Given exercise: Tally the lines that contain "React" and report the total alone.

Collected data:
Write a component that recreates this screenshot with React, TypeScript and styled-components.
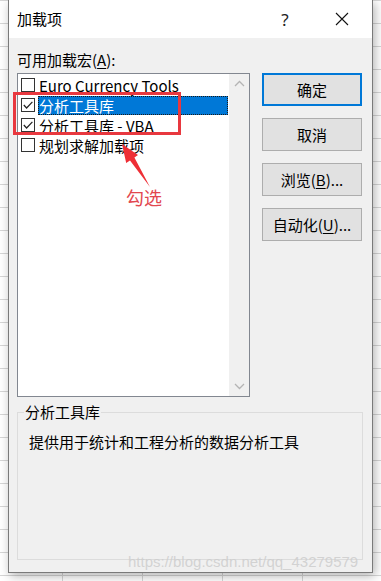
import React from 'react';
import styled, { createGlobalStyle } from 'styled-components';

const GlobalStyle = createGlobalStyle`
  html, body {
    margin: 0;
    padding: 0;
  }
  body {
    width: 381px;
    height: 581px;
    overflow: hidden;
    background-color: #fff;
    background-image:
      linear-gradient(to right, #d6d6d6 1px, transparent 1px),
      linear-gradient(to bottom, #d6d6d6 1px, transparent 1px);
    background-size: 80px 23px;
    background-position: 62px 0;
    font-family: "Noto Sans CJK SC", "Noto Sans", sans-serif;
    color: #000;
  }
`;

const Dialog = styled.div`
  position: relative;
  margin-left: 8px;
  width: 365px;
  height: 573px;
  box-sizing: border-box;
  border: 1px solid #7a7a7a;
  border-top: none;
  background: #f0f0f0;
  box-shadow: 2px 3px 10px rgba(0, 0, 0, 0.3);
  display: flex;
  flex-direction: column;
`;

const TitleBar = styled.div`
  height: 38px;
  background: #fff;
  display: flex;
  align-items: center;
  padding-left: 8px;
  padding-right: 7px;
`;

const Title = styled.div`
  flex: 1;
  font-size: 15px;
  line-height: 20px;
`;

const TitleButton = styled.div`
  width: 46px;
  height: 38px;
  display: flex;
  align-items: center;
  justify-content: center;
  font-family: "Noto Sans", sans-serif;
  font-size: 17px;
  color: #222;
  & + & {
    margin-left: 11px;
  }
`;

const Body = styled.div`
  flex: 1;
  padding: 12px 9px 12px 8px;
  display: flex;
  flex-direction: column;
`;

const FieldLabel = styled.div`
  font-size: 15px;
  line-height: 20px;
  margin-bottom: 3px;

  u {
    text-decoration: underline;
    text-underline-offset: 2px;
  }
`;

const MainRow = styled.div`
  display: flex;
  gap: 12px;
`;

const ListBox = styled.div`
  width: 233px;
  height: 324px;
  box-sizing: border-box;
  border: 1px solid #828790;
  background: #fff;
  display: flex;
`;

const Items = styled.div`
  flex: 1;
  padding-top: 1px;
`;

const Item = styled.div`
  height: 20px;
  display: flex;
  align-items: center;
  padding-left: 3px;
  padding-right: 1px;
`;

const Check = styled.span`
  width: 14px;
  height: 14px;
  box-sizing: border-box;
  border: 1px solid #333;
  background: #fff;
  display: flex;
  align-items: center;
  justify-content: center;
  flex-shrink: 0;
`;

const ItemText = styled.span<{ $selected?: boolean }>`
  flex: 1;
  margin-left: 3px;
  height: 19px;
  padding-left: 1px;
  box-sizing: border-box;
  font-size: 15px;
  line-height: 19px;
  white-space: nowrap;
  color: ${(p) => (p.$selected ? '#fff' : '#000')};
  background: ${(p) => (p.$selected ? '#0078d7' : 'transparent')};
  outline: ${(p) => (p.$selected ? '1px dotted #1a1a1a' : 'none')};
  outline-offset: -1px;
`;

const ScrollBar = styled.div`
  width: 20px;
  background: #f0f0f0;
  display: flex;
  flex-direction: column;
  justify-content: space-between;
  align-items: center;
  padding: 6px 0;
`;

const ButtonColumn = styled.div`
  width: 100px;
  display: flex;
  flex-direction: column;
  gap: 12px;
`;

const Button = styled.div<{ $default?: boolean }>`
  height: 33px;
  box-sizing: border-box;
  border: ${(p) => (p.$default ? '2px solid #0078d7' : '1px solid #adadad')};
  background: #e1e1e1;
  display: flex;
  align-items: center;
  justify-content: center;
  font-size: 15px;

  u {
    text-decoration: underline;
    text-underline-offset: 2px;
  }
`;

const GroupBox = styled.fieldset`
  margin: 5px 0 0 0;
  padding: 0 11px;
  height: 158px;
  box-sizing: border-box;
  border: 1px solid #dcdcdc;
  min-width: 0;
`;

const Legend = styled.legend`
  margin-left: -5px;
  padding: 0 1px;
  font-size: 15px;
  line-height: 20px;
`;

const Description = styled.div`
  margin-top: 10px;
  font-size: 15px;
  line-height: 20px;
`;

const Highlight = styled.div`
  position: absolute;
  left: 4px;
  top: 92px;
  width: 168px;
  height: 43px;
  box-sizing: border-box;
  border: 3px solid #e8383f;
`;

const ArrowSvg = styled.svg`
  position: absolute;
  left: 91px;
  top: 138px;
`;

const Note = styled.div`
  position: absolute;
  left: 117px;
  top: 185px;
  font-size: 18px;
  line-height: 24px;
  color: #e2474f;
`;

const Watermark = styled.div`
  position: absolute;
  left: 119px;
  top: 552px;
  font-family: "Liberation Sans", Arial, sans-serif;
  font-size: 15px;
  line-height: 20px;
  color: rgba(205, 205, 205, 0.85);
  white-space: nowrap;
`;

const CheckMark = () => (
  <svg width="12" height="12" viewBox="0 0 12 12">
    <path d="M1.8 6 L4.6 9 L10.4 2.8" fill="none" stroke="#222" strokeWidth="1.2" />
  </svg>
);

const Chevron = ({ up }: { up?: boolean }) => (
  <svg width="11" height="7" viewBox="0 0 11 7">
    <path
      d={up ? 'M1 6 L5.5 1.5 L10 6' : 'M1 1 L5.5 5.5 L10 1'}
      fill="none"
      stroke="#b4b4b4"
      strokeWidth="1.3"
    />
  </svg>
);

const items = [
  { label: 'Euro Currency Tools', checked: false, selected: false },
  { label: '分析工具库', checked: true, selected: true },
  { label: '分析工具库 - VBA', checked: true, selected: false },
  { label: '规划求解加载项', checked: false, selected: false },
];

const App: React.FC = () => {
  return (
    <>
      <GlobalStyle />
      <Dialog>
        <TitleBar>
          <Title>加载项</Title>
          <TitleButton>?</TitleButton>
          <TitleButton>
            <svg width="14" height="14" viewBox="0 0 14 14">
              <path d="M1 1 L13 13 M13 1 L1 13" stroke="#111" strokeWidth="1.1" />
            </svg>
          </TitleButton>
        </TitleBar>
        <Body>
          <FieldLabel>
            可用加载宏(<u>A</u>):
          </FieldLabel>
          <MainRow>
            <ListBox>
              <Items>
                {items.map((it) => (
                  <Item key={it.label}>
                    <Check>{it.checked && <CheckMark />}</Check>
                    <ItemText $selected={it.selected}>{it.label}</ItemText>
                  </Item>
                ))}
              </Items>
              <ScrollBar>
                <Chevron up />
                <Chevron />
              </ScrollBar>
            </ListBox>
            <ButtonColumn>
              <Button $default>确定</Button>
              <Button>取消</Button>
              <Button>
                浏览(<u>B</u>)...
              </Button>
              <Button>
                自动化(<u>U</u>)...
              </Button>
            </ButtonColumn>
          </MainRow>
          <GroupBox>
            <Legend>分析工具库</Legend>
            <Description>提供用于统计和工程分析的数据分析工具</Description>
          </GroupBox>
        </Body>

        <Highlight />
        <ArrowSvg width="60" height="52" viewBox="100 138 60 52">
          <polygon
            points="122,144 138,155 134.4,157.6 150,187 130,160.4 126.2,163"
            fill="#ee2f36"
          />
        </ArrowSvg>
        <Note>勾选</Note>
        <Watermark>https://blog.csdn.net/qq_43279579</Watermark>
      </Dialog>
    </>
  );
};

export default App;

Full output: 3